In 1987 Ray was awarded the Medal of the Order of Australia (OAM) for his work in audiovisual archiving. In 2003 he received the AMIA (Association of Moving Image Archivists) Silver Light Award for outstanding career achievement. In 2008 he was elected NSW Pioneer of the Year by the Australian Society of Cinema Pioneers. In 2010 he was made a Fellow of SEAPAVAA (South East Asia Pacific Audiovisual Archive Association) and received its Life Achievement Award. He also received the Distinguished Achievement Award of the Australian Society of Archivists.

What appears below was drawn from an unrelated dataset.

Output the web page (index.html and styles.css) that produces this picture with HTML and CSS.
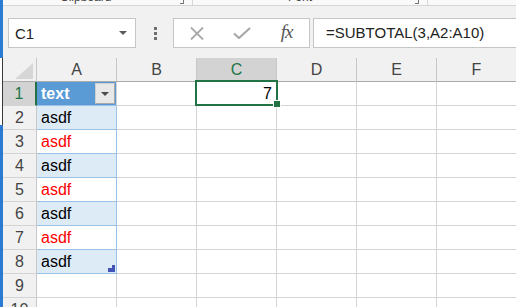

His work as chair or board member of various professional or community organisations has included The Federation Line Inc., Music Roll Australia, Archive Forum and the Friends of the National Film and Sound Archive. Internationally, he was elected inaugural President of SEAPAVAA  from 1996 to 2002, and was ex-officio Council member to 2008.  He was inaugural chair of AMIA’s Advocacy Committee and inaugural co-chair of its International Outreach Committee. Since 1996 he has been involved in UNESCO’s  Memory of the World  Program, authoring its current General Guidelines and Companion, and serving in several roles on its Australian and international committees; since 2005 he has chaired its Asia Pacific Regional Committee (MOWCAP).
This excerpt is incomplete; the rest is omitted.